List, from the lines below, each one with "index" in it.

Record extracts:
=-=-=

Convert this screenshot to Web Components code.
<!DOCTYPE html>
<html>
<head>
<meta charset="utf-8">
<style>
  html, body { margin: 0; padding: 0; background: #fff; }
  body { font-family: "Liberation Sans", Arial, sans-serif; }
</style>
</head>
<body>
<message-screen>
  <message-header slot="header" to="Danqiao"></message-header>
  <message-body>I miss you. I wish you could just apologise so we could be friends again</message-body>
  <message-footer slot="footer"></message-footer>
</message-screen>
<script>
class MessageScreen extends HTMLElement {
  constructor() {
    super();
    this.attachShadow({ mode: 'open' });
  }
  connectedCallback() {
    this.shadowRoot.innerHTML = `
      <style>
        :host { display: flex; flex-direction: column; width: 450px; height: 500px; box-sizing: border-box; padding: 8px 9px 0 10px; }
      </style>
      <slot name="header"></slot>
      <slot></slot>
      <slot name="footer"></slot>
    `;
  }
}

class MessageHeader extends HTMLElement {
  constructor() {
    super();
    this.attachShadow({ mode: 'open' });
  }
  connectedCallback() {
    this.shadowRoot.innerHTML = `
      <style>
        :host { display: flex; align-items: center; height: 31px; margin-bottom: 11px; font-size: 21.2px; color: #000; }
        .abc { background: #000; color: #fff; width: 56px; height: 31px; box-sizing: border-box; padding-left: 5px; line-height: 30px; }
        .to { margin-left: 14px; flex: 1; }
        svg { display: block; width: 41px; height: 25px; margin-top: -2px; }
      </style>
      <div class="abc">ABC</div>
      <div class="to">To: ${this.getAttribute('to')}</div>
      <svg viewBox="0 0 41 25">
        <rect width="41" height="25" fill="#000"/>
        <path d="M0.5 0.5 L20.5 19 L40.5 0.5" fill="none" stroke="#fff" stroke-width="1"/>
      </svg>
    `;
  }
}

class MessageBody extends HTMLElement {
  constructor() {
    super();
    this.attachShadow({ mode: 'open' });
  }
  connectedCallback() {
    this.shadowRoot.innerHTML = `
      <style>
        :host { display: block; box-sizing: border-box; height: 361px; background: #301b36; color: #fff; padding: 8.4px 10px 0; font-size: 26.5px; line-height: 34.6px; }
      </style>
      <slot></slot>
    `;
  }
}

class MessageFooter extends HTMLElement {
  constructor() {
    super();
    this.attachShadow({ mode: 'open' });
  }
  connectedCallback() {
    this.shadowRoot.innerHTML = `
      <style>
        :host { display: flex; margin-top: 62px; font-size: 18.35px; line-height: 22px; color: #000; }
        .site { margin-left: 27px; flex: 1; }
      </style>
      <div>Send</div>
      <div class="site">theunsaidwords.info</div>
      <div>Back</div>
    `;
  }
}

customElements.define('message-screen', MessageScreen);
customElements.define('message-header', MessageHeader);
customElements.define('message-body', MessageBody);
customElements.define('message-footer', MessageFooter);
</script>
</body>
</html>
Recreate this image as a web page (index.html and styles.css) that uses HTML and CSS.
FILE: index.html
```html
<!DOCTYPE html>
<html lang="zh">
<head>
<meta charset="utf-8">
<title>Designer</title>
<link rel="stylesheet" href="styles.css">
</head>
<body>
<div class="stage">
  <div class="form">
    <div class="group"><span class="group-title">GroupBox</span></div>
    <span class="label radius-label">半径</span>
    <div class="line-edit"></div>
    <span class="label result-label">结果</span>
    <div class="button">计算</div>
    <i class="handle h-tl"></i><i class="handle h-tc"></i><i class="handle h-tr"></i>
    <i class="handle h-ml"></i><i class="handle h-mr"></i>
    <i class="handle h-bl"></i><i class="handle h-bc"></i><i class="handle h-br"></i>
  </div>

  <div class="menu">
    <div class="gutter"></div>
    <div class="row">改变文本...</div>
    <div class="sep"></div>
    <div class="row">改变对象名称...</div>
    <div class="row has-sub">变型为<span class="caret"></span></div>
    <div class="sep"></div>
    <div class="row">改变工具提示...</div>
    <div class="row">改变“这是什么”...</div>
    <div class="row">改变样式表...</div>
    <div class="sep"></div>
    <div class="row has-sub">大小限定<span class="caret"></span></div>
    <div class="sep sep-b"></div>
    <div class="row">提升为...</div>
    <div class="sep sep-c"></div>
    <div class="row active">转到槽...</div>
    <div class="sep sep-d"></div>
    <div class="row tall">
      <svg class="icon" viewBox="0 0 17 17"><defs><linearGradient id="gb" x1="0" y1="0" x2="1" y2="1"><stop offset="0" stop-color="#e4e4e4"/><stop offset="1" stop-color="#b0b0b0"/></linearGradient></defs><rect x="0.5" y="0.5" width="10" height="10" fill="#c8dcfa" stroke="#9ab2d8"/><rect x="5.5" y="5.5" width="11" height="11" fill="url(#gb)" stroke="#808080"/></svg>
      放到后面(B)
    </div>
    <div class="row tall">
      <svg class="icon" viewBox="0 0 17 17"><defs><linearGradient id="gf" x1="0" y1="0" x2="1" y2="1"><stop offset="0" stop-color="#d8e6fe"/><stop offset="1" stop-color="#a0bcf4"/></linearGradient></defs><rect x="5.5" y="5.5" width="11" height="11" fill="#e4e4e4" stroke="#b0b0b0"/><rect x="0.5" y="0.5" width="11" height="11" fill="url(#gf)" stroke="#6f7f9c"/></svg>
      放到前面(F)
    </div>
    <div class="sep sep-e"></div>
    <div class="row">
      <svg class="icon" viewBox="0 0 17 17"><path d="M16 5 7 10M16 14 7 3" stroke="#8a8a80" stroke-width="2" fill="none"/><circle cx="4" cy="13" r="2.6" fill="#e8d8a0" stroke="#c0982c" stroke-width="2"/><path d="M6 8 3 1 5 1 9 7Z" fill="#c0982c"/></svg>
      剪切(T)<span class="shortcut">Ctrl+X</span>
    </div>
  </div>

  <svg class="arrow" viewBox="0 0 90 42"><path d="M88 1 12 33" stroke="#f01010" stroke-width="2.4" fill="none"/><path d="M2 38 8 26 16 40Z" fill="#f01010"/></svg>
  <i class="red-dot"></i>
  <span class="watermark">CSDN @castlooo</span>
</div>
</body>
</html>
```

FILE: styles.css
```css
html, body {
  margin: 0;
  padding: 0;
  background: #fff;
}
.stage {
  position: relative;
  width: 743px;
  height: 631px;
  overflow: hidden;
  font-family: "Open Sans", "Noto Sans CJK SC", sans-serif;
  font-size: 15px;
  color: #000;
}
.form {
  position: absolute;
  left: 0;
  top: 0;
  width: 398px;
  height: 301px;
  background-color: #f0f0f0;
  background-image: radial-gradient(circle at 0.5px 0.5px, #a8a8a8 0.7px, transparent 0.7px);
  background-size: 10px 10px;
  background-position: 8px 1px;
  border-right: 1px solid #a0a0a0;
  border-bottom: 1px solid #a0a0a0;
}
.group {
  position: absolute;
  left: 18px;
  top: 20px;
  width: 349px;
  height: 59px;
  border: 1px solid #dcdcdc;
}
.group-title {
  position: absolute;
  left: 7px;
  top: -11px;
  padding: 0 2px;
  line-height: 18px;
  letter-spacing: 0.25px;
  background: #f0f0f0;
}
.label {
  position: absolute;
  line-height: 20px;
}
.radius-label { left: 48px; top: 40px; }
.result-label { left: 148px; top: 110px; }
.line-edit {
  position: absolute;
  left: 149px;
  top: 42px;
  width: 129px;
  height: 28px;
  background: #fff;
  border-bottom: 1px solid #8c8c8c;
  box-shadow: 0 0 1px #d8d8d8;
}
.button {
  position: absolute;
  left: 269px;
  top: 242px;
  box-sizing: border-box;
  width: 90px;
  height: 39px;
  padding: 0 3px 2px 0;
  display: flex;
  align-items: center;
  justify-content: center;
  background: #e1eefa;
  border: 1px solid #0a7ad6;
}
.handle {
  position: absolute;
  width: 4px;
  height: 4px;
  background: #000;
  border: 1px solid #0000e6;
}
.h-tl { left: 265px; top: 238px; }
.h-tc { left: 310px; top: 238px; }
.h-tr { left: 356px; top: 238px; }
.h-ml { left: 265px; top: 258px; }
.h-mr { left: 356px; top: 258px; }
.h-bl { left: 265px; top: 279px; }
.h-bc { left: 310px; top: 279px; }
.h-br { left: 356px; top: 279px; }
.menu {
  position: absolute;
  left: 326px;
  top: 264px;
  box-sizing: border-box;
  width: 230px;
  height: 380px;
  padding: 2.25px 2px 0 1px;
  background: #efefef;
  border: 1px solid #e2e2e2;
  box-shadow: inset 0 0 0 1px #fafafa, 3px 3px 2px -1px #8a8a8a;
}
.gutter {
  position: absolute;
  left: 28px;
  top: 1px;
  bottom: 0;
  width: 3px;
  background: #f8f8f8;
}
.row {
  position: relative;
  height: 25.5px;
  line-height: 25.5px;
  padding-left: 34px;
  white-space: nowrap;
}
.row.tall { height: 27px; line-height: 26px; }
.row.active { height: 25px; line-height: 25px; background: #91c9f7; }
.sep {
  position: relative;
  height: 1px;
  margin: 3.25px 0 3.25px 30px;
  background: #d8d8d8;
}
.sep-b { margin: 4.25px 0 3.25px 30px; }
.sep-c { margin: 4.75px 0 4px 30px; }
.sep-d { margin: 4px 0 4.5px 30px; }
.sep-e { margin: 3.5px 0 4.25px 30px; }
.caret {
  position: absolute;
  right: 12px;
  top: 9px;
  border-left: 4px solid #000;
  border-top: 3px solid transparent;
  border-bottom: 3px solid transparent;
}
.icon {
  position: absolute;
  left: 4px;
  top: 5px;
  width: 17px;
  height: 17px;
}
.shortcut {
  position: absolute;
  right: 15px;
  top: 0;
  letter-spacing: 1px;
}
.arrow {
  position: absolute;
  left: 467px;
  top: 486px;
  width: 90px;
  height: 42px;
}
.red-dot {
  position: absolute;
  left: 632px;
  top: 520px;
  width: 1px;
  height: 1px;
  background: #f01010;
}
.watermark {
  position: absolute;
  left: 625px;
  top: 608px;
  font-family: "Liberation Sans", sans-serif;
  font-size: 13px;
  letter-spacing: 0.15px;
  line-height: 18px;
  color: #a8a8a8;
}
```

=-=-=

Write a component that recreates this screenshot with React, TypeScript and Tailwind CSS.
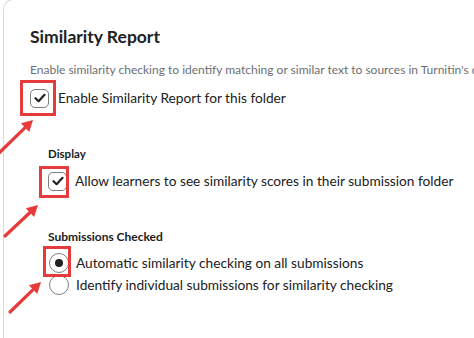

=-=-=

Exercise solution:
Recreate this image as a web page (index.html and styles.css) that uses HTML and CSS.
FILE: index.html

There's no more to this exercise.